Inside Baseball for Substackers and Cartoonists
5 Cartoons & the Beloved Bonsai Watch. 20 minute read.
People keep asking me about newsletters and I’ve heard from a handful of Substackers, frustrated by a decline in subscribers lately. A couple of creators surmised that today’s economy was to blame.1
Before I do a deep dive into that specific thought, I want to say there’s many who have nothing to complain about regarding Substack. That group includes me. I love doing this newsletter. I also know four at the top, Substackers on the Substack Mount Rushmore, who make this their primary income so that’s a whole other level, but we can all learn from that. Not that I put in the time and as readers know, I’m more likely to have a typo or run on thought. But I do want this to continue to grow—I saw this on a list recently for top humor newsletters. All encouraging.
On the top of that humor list was, and still is, Garrison Keillor’s The Writer’s Almanac. I’m pretty sure I have already shared my Garrison Keillor stories with you and how we meet through my book Footnotes from the Worlds Greatest Bookstores (he wrote the Introduction as well). His Substack success comes, quite honestly, from being beloved and famously funny. The one takeaway is, his newsletter is exquisitely written. Never feels too long, a natural story-teller.
I first met Heather Cox Richardson, the history professor who writes Letters from an American, when we were stranded at the Miami Book Fair wiring for our Uber. At the time I was clueless about Substack and obvious to her newsletter, which I now read each day, and asked in hindsight, very silly questions. I remember her saying how well her Substack was doing, “beyond her wildest dreams.” She makes more profit than many print and online publications. Her husband is a lobster guy who doesn’t need to work anymore, but his business is crucial to their small Maine town.

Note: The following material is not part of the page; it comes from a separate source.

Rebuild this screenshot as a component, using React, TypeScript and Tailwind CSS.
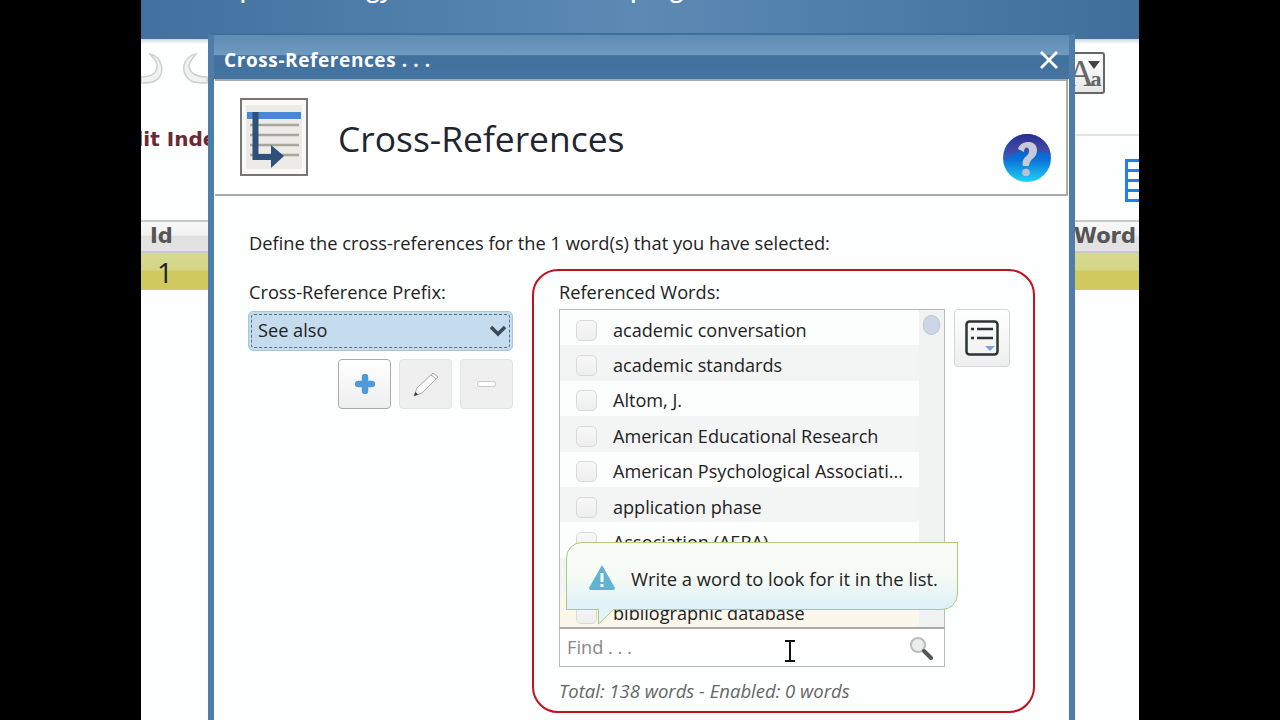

Many newsletters I’m sent are definitely do it for the freedom it provides. I love that, too. To be as popular as the four Substacks I’m discussing, I think it needs more giving something to the reader that’s almost a commodity. The Substack Letters a service to millions of her readers who need to feel they can get the truth somewhere not filtered through bias lens. It’s a bonding place for people fed up. It’s group therapy.